1 Issues of control can influence choice of capital structure, for example, with current managers not willing to issue equity as the issuance would dilute management’s “personal” control percentage, or alter the distribution of shares in float.
2 Actions that lower the cost of capital result in benefits to individuals in economies and societies. In contrast, in 2008 we have witnessed the adverse and spreading effects that result from interruptions in the availability and/or cost of capital in economies.

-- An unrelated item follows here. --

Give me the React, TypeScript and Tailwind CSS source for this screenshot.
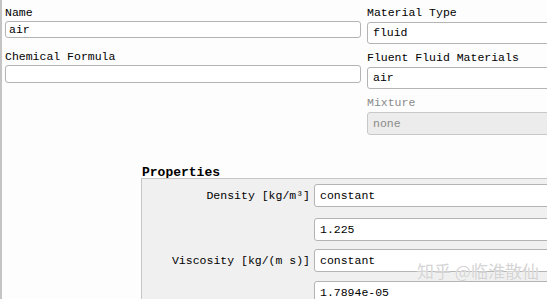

3 If suppliers perceive unnecessary risk or the likelihood of financial distress, suppliers may demand trade notes payable. Trade notes payable formalize trade credit, and seek to clearly identify the obligation. Hence, requiring formalization of obligation with trade notes payable clarifies as well as “perfects” the supplier’s interest, and relative claimant position. This formalization can alter the risks to the suppliers of receipt of payment, both during ongoing operations as well as in the case of bankruptcy. Normally, the existence of trade notes payable on a balance sheet signals concerns by trade creditors of the financial viability of the company.
4 Multiple classes of equity may exist, with specified relative claimant positions during normal operations as well as in bankruptcy.
5 In imperfect markets with multiple periods, and with certain tax rules, the risk of promised cash flows to creditors may be reduced by the tax-deductibility of interest in previous periods or by carry-back tax effects. These issues are beyond the scope of this article.
6 In some environments, differences exist in accounting for taxes, and accounting for financial reporting.
7 The most common approaches include several different model forms based on the capital asset pricing model, multi-factor models, discounted cash flow models, risk-premium models, and other pricing models.
8 This is an approximation. Estimating the WCOC curve and finding the minimum point is not a precise science.